Most Illinois insurance companies will be required to provide mental and substance abuse services to their beneficiaries beginning Jan. 1 under a new bill Gov. J.B. Pritzker signed into law.
Senate Bill 471 requires insurance providers to ensure an adequate network of mental healthcare providers is available for beneficiaries that must be within 30 miles or 30 minutes driving distance. If not, insurers must pay for a provider outside the network.
Chair of Public Policy for Mental Health of America Illinois Mark Heyrman says this bill is aimed at fixing a decades-old problem.
“Health insurance companies typically do not provide the same level of coverage or provision of care for mental health conditions that they do for other health conditions,” Heyrman told The Center Square.
The bill attempts to fix a problem called network adequacy, Heyrman said.
“You can say you’re covering mental health services, but if you don’t have providers who are available to persons who need mental health services, that doesn’t mean much,” he said.
Not only will this help folks in need, but it will also benefit the economy, according to Heyrman, because most people with mental health problems hold jobs.
“If they have a mental health problem and they can’t get treatment for it because it’s not covered by their insurance, then they deteriorate and lose their job,” Heyrman said. “Then what happens is we as taxpayers must pay for them because then they’re eligible for Medicaid.”
Heyrman said this will be good not only for patients but for providers as well.
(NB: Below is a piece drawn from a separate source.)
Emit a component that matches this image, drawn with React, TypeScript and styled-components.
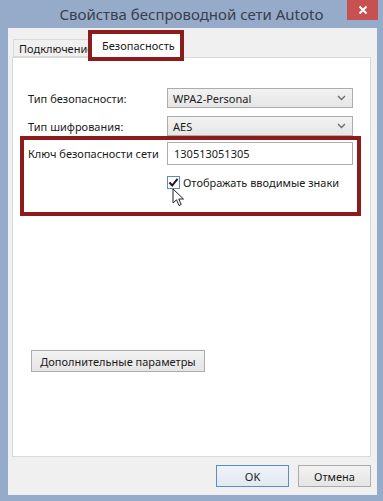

One of the reasons many mental health provider networks are underpopulated is because insurers don’t pay enough to attract them, he points out.
“It will force insurance companies to pay enough — to reimburse enough — to make sure they get enough providers in their network,” Heyrman said.
Despite requiring insurers to pay more, insurance premiums shouldn’t go up, Heyrman said. If mental health problems are addressed, patients will take better care of themselves, he said.
No one testified against the bill during the legislative process.
“Suppose you have a mental health condition and you have diabetes or hypertension or other things,” Heyrman said. “If you’re depressed, you may be too depressed to go get help for those other things and they get worse and the insurance company is forced to pay for it.”